Ольга молчала. Не оттого, что вдруг позабыла о моем вопросе, или, напротив, нарочно не желала отвечать. Она словно бы раздумывала и взвешивала все «за» и «против». Словно, согласно Блаженному Августину, не знала: причислить ли меня к избранным Града Божия, или бесповоротно определить в ведомство сатаны. И выбрала она все же в мою пользу. Может, из соображений старой симпатии, а может, я и в самом деле соответствовал некоторым образом ее представлению о рыцаре без страха и упрека, этаком бурьяновском Байярде или Галахаде, опять же совершил паломничество за Святым Граалем. Как-то так. Одним словом, средневековый эпос. Но начала она слегка издалека:
– Вам все же следовало прийти ко мне. Добрую половину дня потеряли, – это последнее она бросила (в досаде?) несколько в сторону.
– Простите, Ольга. Каюсь, поступил нехорошо, – я решил, что прямое извинение сильно упростит дело.
– Половину дня потеряли. Да. С вашими блужданиями. И не возражайте!
– Я и не думал! – вот наказание, неужели все упрется в нравоучения? Живот мой прихватило, и я едва удержался, чтобы откровенно не сбежать.
– У меня здесь дневник. То есть, теперь здесь, в столе. А раньше… Не беспокойтесь, не личный и не о вас, – удержала она меня, и правильно сделала: я уже дернулся на старт. Ольга Лазаревна тем временем выдвинула верхний, узкий ящик. – Вы возьмите, вам пригодится. Мужу я не хотела… Вернее, не могла, прятала. Потому что он запретил.
– Что запретил? – спросил я с абсолютно дауновским выражением лица. Гримасничал я по нужде, но непонимание мое было искренним.
– Запретил работать с Мотей. И очень строго. Но я не послушалась.
– А я и не знал, что вы еще работаете с кем-то, в смысле психоанализа. Вроде, у нас подобное ни к чему?
– Ну, это было еще до вашего прихода в стационар. И потом, я вовсе не занималась с Мотей психоанализом. Я занималась с ним сеансами гипноза. В самом начале девяностых. Он вдруг проявил несвойственное ему беспокойство. Все время что-то тревожно бормотал, выспрашивал у Масюши политические новости, телевизора было мало ему. И однажды сказал мне, что, дескать, все. Ему надо уходить отсюда, потому что скоро станет катастрофа. Он так и сказал, «станет катастрофа». Я успокоила его: не такое видали – это был девяносто первый год, и, кажется, события обернулись лучше, чем он предполагал. Но страхи мучили его все равно. И тогда я предложила Моте сеансы гипноза. Он согласился. Даже радостно согласился, хотя вообще не доверял, как врачам, ни мне, ни Масюше.
– И вы провели эти сеансы?
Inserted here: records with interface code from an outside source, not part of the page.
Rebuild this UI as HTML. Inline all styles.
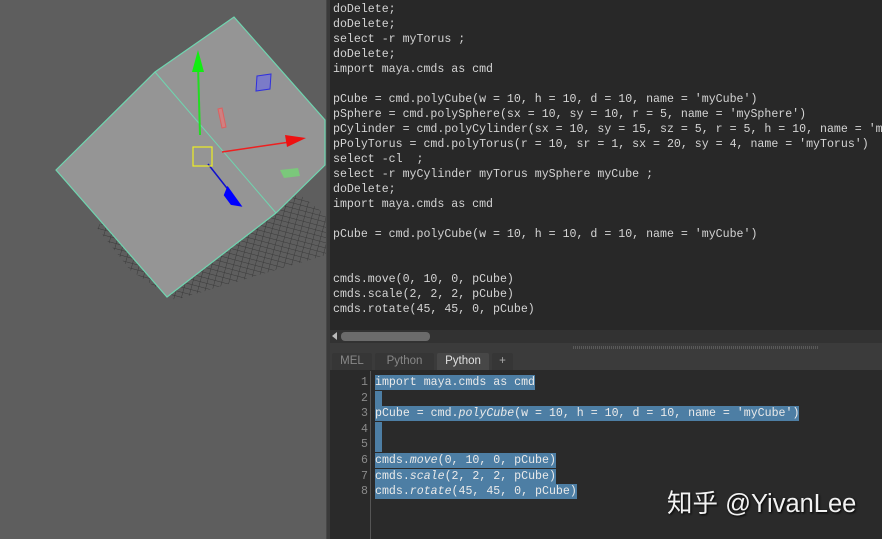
<!DOCTYPE html>
<html><head><meta charset="utf-8"><style>
body{margin:0;width:882px;height:539px;overflow:hidden;background:#5d5d5d;position:relative;font-family:"Liberation Mono",monospace;}
#vp{position:absolute;left:0;top:0;width:326px;height:539px;background:#5e5e5e;overflow:hidden;}
#div{position:absolute;left:326px;top:0;width:4px;height:539px;background:#3a3a3a;border-left:1px solid #474747;}
#top{position:absolute;left:330px;top:0;width:552px;height:330px;background:#282828;overflow:hidden;}
pre{margin:0;font-family:"Liberation Mono",monospace;font-size:11.6px;color:#d4d4d4;}
#top pre{position:absolute;left:3px;top:2px;line-height:15px;}
#sb{position:absolute;left:330px;top:330px;width:552px;height:13px;background:#323232;}
#thumb{position:absolute;left:341px;top:332px;width:89px;height:9px;background:#6b6b6b;border-radius:4px;}
#sep{position:absolute;left:330px;top:343px;width:552px;height:27px;background:#3b3b3b;}
#dots{position:absolute;left:573px;top:346px;width:245px;height:3px;background:repeating-linear-gradient(90deg,#5a5a5a 0 1px,transparent 1px 2px);}
.tab{position:absolute;top:353px;height:17px;background:#363636;color:#888;font-family:"Liberation Sans",sans-serif;font-size:11.5px;line-height:17px;text-align:center;border-radius:2px 2px 0 0;}
#ed{position:absolute;left:330px;top:370px;width:552px;height:169px;background:#2a2a2a;}
#gut{position:absolute;left:370px;top:371px;width:1px;height:168px;background:#555;}
#ln{position:absolute;left:330px;top:375px;width:38px;text-align:right;color:#8a8a8a;line-height:15.6px;}
#code{position:absolute;left:375px;top:375px;line-height:15.6px;}
.h{background:#4d7ea4;color:#eaeaea;padding:1px 0;}
#wm{position:absolute;left:667px;top:483px;color:#f2f2f2;font-family:"Liberation Sans","Noto Sans CJK SC",sans-serif;font-size:25.5px;text-shadow:1px 1px 2px #000;white-space:nowrap;}
</style></head><body>
<div id="vp">
<svg width="326" height="539">
<defs><pattern id="g" width="7" height="5" patternUnits="userSpaceOnUse" patternTransform="rotate(15)"><path d="M0 0H7M0 0V5" stroke="#3a3a3a" stroke-width="1" fill="none"/></pattern></defs>
<polygon points="95,225 300,195 326,215 326,255 175,300 130,270" fill="url(#g)"/>
<polygon points="234,17 325,120 325,165 276,213 167,297 56,170 155,72" fill="#959595" stroke="#6fd6b0" stroke-width="1.2"/>
<line x1="155" y1="72" x2="276" y2="213" stroke="#6fd6b0" stroke-width="1"/>
<line x1="200" y1="135" x2="198" y2="65" stroke="#22dd22" stroke-width="2"/>
<polygon points="198,50 192,72 204,72" fill="#11ee11"/>
<line x1="222" y1="152" x2="290" y2="142" stroke="#ee2020" stroke-width="1.5"/>
<polygon points="306,138 285,135 287,147" fill="#ee1111"/>
<line x1="208" y1="164" x2="230" y2="192" stroke="#1010cc" stroke-width="1.5"/>
<polygon points="228,190 238,204 232,203 226,195" fill="#0000ff" stroke="#0000ff" stroke-width="4"/>
<rect x="193" y="147" width="19" height="19" fill="none" stroke="#eeee22" stroke-width="1.2"/>
<polygon points="257,76 271,74 270,89 256,91" fill="#7b7bc8" stroke="#3030dd"/>
<polygon points="218,109 222,108 226,127 222,128" fill="#d08080" stroke="#dd6060"/>
<polygon points="280,170 298,168 300,176 284,178" fill="#7bc87b"/>
</svg></div>
<div id="div"></div>
<div id="top"><pre>doDelete;
doDelete;
select -r myTorus ;
doDelete;
import maya.cmds as cmd

pCube = cmd.polyCube(w = 10, h = 10, d = 10, name = 'myCube')
pSphere = cmd.polySphere(sx = 10, sy = 10, r = 5, name = 'mySphere')
pCylinder = cmd.polyCylinder(sx = 10, sy = 15, sz = 5, r = 5, h = 10, name = 'myCylinder')
pPolyTorus = cmd.polyTorus(r = 10, sr = 1, sx = 20, sy = 4, name = 'myTorus')
select -cl  ;
select -r myCylinder myTorus mySphere myCube ;
doDelete;
import maya.cmds as cmd

pCube = cmd.polyCube(w = 10, h = 10, d = 10, name = 'myCube')


cmds.move(0, 10, 0, pCube)
cmds.scale(2, 2, 2, pCube)
cmds.rotate(45, 45, 0, pCube)</pre></div>
<div id="sb"></div><div id="thumb"></div>
<div style="position:absolute;left:332px;top:332px;width:0;height:0;border:4px solid transparent;border-right:5px solid #bbb;border-left:0"></div>
<div id="sep"></div><div id="dots"></div>
<div class="tab" style="left:332px;width:40px">MEL</div>
<div class="tab" style="left:375px;width:59px">Python</div>
<div class="tab" style="left:437px;width:52px;background:#474747;color:#e0e0e0">Python</div>
<div class="tab" style="left:492px;width:21px;color:#aaa">+</div>
<div id="ed"></div><div id="gut"></div>
<pre id="ln">1
2
3
4
5
6
7
8</pre>
<pre id="code"><span class="h">import maya.cmds as cmd</span>
<span class="h"> </span>
<span class="h">pCube = cmd.<i>polyCube</i>(w = 10, h = 10, d = 10, name = 'myCube')</span>
<span class="h"> </span>
<span class="h"> </span>
<span class="h">cmds.<i>move</i>(0, 10, 0, pCube)</span>
<span class="h">cmds.<i>scale</i>(2, 2, 2, pCube)</span>
<span class="h">cmds.<i>rotate</i>(45, 45, 0, pCube)</span></pre>
<div id="wm">知乎 @YivanLee</div>
</body></html>
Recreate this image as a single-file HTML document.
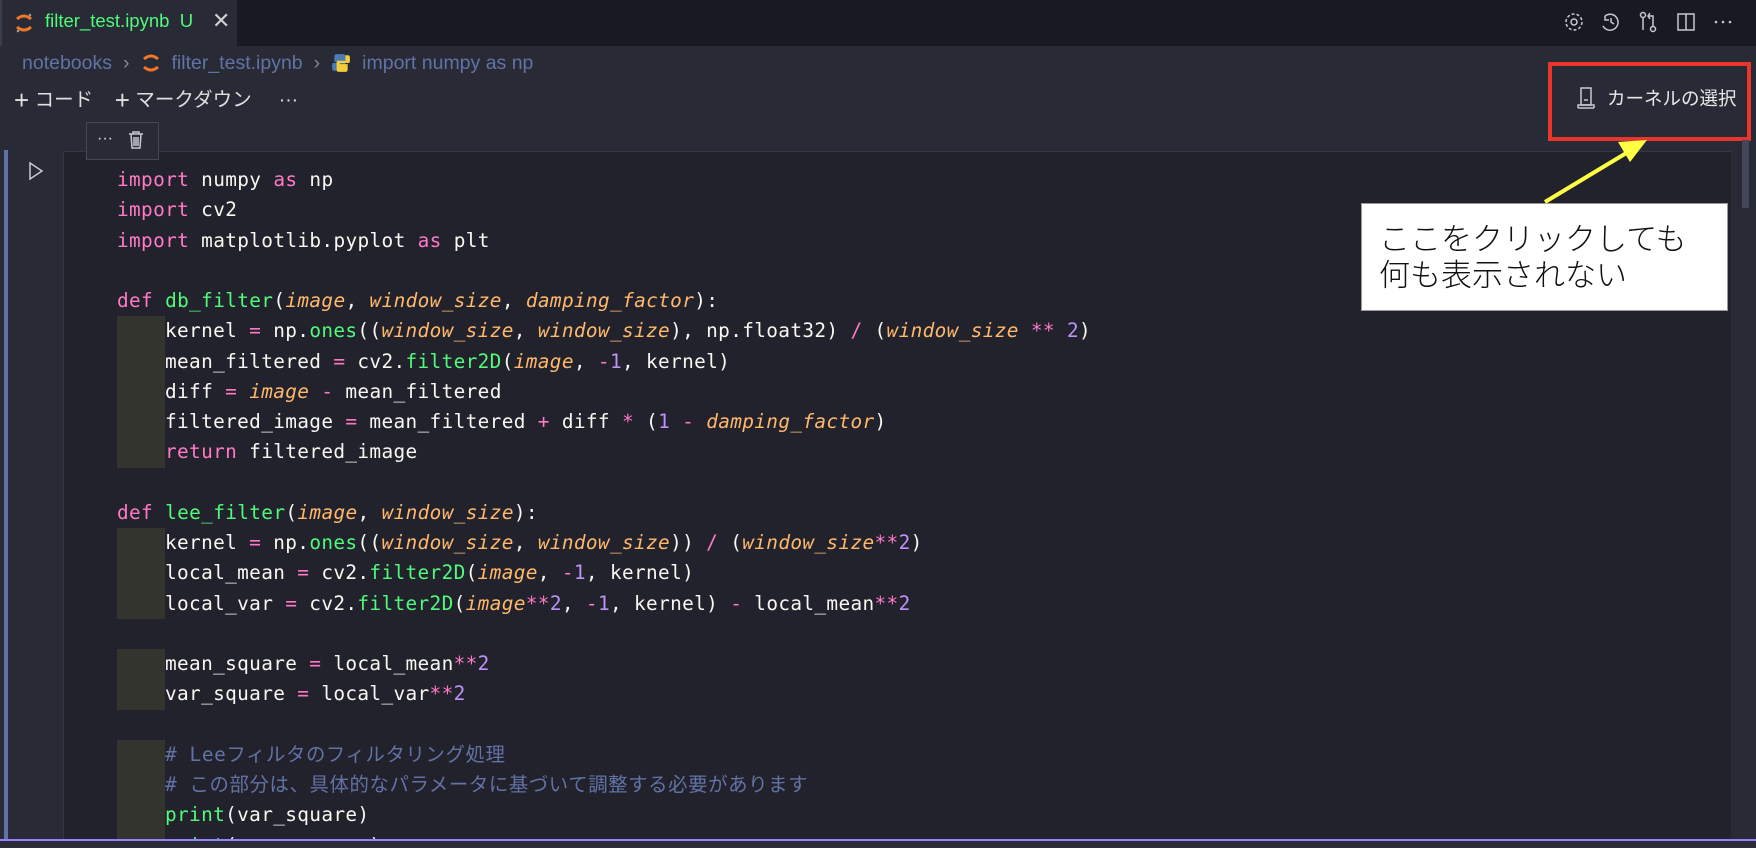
<!DOCTYPE html>
<html><head><meta charset="utf-8"><style>
*{margin:0;padding:0;box-sizing:border-box}
body{width:1756px;height:848px;overflow:hidden;background:#282a36;position:relative;font-family:"Liberation Sans","Noto Sans CJK JP",sans-serif;color:#f8f8f2}
.abs{position:absolute}
#tabbar{left:0;top:0;width:1756px;height:46px;background:#191a21}
#tab{left:0;top:0;width:237px;height:46px;background:#282a36;border-left:2px solid #3a3c4e}
#clip{position:absolute;left:0;top:0;width:1756px;height:839px;overflow:hidden}
pre{position:absolute;left:117px;top:165px;font-family:"DejaVu Sans Mono","Liberation Mono","Noto Sans CJK JP",monospace;font-size:19.4px;line-height:30.25px;color:#f8f8f2;letter-spacing:0.35px}
.k{color:#ff79c6}.f{color:#50fa7b}.p{color:#ffb86c;font-style:italic}.n{color:#bd93f9}.c{color:#6272a4;font-family:"DejaVu Sans Mono","Noto Sans CJK JP",monospace;letter-spacing:0.6px}
.i{background:#34342f;display:inline-block;width:48px;height:30.25px;vertical-align:top}
.ic{stroke:#c5c8d3;fill:none;stroke-width:1.5}
.bc{display:flex;align-items:center;white-space:nowrap}
.bc span{margin-right:11px}
.bc svg{margin-right:11px}
</style></head><body>
<div id="tabbar" class="abs"></div>
<div id="tab" class="abs"></div>
<svg class="abs" style="left:14px;top:12px" width="20" height="22" viewBox="0 0 20 22"><path d="M3 7 Q10 1 17 7" stroke="#f37726" stroke-width="3" fill="none"/><path d="M3 15 Q10 21 17 15" stroke="#f37726" stroke-width="3" fill="none"/><circle cx="16" cy="3" r="1.3" fill="#999"/><circle cx="4" cy="19" r="1.3" fill="#999"/></svg>
<div class="abs" style="left:45px;top:10px;font-size:18.5px;color:#50fa7b">filter_test.ipynb&nbsp; U</div>
<div class="abs" style="left:212px;top:8px;font-size:22px;color:#d0d0d0">✕</div>
<svg class="abs" style="left:1562px;top:10px" width="180" height="24" viewBox="0 0 180 24">
<circle cx="12" cy="12" r="3" class="ic"/><circle cx="12" cy="12" r="8" class="ic" stroke-dasharray="3 2"/>
<path d="M43 6 A8 8 0 1 1 41 16 M43 6 L43 10 L47 10 M49 8 L49 12 L52 14" class="ic"/>
<circle cx="81" cy="5" r="2.5" class="ic"/><circle cx="91" cy="19" r="2.5" class="ic"/><path d="M81 8 V20 M91 16 V6 H86 M88 3 L86 6 L88 9" class="ic"/>
<rect x="116" y="4" width="16" height="16" class="ic"/><path d="M124 4 V20" class="ic"/>
<circle cx="154" cy="12" r="1.3" fill="#c5c8d3"/><circle cx="161" cy="12" r="1.3" fill="#c5c8d3"/><circle cx="168" cy="12" r="1.3" fill="#c5c8d3"/>
</svg>
<div class="abs bc" style="left:22px;top:51px;height:24px;font-size:19.5px;color:#6272a4">
<span>notebooks</span><span style="color:#888">›</span>
<svg width="20" height="22" viewBox="0 0 20 22"><path d="M3 7 Q10 1 17 7" stroke="#f37726" stroke-width="3" fill="none"/><path d="M3 15 Q10 21 17 15" stroke="#f37726" stroke-width="3" fill="none"/></svg>
<span>filter_test.ipynb</span><span style="color:#888">›</span>
<svg width="20" height="20" viewBox="0 0 18 18"><path d="M9 1 H5 Q3 1 3 3 V8 H10 V9 H2 Q1 9 1 11 V14 Q1 16 3 16 H5 V11 H12 Q13 11 13 9 V3 Q13 1 11 1Z" fill="#4b7bb5"/><path d="M9 17 H13 Q15 17 15 15 V10 H8 V9 H16 Q17 9 17 7 V4 Q17 2 15 2 H13 V7 H6 Q5 7 5 9 V15 Q5 17 7 17Z" fill="#f5cd3a"/></svg>
<span>import numpy as np</span></div>
<div class="abs" style="left:14px;top:83px;font-size:19.5px;color:#e0e0e0;white-space:nowrap"><span style="font-size:26px;font-weight:300;vertical-align:-3px">+</span> コード&nbsp;&nbsp;&nbsp; <span style="font-size:26px;font-weight:300;vertical-align:-3px">+</span> マークダウン&nbsp;&nbsp;&nbsp;&nbsp; ···</div>
<svg class="abs" style="left:1576px;top:86px" width="20" height="24" viewBox="0 0 20 24"><rect x="5" y="2" width="10" height="17" class="ic"/><path d="M2 22 H18 M2 22 V19 H18 V22 M8 14 H12" class="ic"/></svg>
<div class="abs" style="left:1607px;top:85px;font-size:18.5px;color:#e8e8e8">カーネルの選択</div>
<div class="abs" style="left:1548px;top:62px;width:203px;height:79px;border:4px solid #e8362b"></div>
<div id="clip">
<div class="abs" style="left:4px;top:150px;width:4px;height:690px;background:#6272a4"></div>
<div class="abs" style="left:63px;top:151px;width:1668px;height:689px;background:#21222c;border-top:1px solid #343746;border-left:1px solid #343746"></div>
<pre><span class="k">import</span> numpy <span class="k">as</span> np
<span class="k">import</span> cv2
<span class="k">import</span> matplotlib.pyplot <span class="k">as</span> plt

<span class="k">def</span> <span class="f">db_filter</span>(<span class="p">image</span>, <span class="p">window_size</span>, <span class="p">damping_factor</span>):
<span class="i"></span>kernel <span class="k">=</span> np.<span class="f">ones</span>((<span class="p">window_size</span>, <span class="p">window_size</span>), np.float32) <span class="k">/</span> (<span class="p">window_size</span> <span class="k">**</span> <span class="n">2</span>)
<span class="i"></span>mean_filtered <span class="k">=</span> cv2.<span class="f">filter2D</span>(<span class="p">image</span>, <span class="k">-</span><span class="n">1</span>, kernel)
<span class="i"></span>diff <span class="k">=</span> <span class="p">image</span> <span class="k">-</span> mean_filtered
<span class="i"></span>filtered_image <span class="k">=</span> mean_filtered <span class="k">+</span> diff <span class="k">*</span> (<span class="n">1</span> <span class="k">-</span> <span class="p">damping_factor</span>)
<span class="i"></span><span class="k">return</span> filtered_image

<span class="k">def</span> <span class="f">lee_filter</span>(<span class="p">image</span>, <span class="p">window_size</span>):
<span class="i"></span>kernel <span class="k">=</span> np.<span class="f">ones</span>((<span class="p">window_size</span>, <span class="p">window_size</span>)) <span class="k">/</span> (<span class="p">window_size</span><span class="k">**</span><span class="n">2</span>)
<span class="i"></span>local_mean <span class="k">=</span> cv2.<span class="f">filter2D</span>(<span class="p">image</span>, <span class="k">-</span><span class="n">1</span>, kernel)
<span class="i"></span>local_var <span class="k">=</span> cv2.<span class="f">filter2D</span>(<span class="p">image</span><span class="k">**</span><span class="n">2</span>, <span class="k">-</span><span class="n">1</span>, kernel) <span class="k">-</span> local_mean<span class="k">**</span><span class="n">2</span>

<span class="i"></span>mean_square <span class="k">=</span> local_mean<span class="k">**</span><span class="n">2</span>
<span class="i"></span>var_square <span class="k">=</span> local_var<span class="k">**</span><span class="n">2</span>

<span class="i"></span><span class="c"># Leeフィルタのフィルタリング処理</span>
<span class="i"></span><span class="c"># この部分は、具体的なパラメータに基づいて調整する必要があります</span>
<span class="i"></span><span class="f">print</span>(var_square)
<span class="i"></span><span class="f">print</span>(mean_square)</pre>
</div>
<div class="abs" style="left:86px;top:122px;width:73px;height:38px;background:#282a36;border:1px solid #44475a;font-size:16px;color:#ddd;padding:7px 0 0 10px">···&nbsp;&nbsp;</div>
<svg class="abs" style="left:128px;top:130px" width="16" height="20" viewBox="0 0 16 20"><path d="M1 4 H15 M5 4 V2 H11 V4 M3 4 L4 18 H12 L13 4 M6 7 V16 M8 7 V16 M10 7 V16" class="ic" stroke="#ddd"/></svg>
<svg class="abs" style="left:28px;top:161px" width="16" height="20" viewBox="0 0 16 20"><path d="M2 2 L14 10 L2 18Z" class="ic" stroke="#ddd"/></svg>
<div class="abs" style="left:1742px;top:140px;width:7px;height:68px;background:#44475a"></div>
<div class="abs" style="left:0;top:839px;width:1756px;height:2px;background:#9580ff"></div>
<div class="abs" style="left:0;top:841px;width:1756px;height:7px;background:#2b2c36"></div>
<div class="abs" style="left:1361px;top:203px;width:367px;height:108px;background:#fff;border:1px solid #999;color:#111;font-size:31px;line-height:36px;padding:15px 0 0 17px;font-family:'Noto Sans CJK JP',sans-serif;font-weight:300">ここをクリックしても<br>何も表示されない</div>
<svg class="abs" style="left:1530px;top:130px" width="130" height="80" viewBox="0 0 130 80"><line x1="15" y1="72" x2="98" y2="22" stroke="#ffff44" stroke-width="4"/><path d="M117 10 L88 12 L100 32Z" fill="#ffff44"/></svg>
</body></html>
Ольга Лазаревна, это может быть очень важно! Что у вас получилось? – я уже плевать хотел на живот, хотя бы даже пришлось опросто-поноситься. Так внезапно пробудился во мне азарт, но, к сожалению, только он.
– В том-то и дело, что ничего. Ерунда какая-то. Мистика. Нет, в состояние транса я ввела Мотю очень легко, он не сопротивлялся, наоборот, помогал. Всем своим отношением помогал. Я пробовала три раза. И все три раза с отрицательным результатом. Полное искажение реальности, вплоть до бреда. Все же страхи его прошли, и он остался доволен, хотя не поблагодарил меня, Мотя этого никогда не умел, я тогда подарила ему почти новую свою ангорковую шапку – у него очень мерзла голова, даже летом. Мотя с ней не расставался, не расстается и теперь, скорее всего, вместо спасибо.
– И вы сделали записи?
– И я сделала записи. В этом самом дневнике. Видите: с чебурашкой на обложке – забавный, будто нарочно для конспирации, – она протянула мне не дневник даже, квадратный перекидной блокнот. – Вы возьмите и разберитесь. Если там, конечно, есть в чем разбираться. Но дайте слово чести: моему Масе вы не скажете ничего.
– Даю, безусловно, – прямо пообещал я.
– Там все изложено последовательно. Как Мотя сам говорил. Но на первый взгляд вам покажется, будто бы части перемешаны без порядка. Это бывает, когда пациент перескакивает внезапно с одного воспоминания на другое, однако, все взаимосвязано.
– Спасибо. Жаль, я не могу подарить вам шапку из ангоры. И ничего не могу, – я виновато улыбнулся.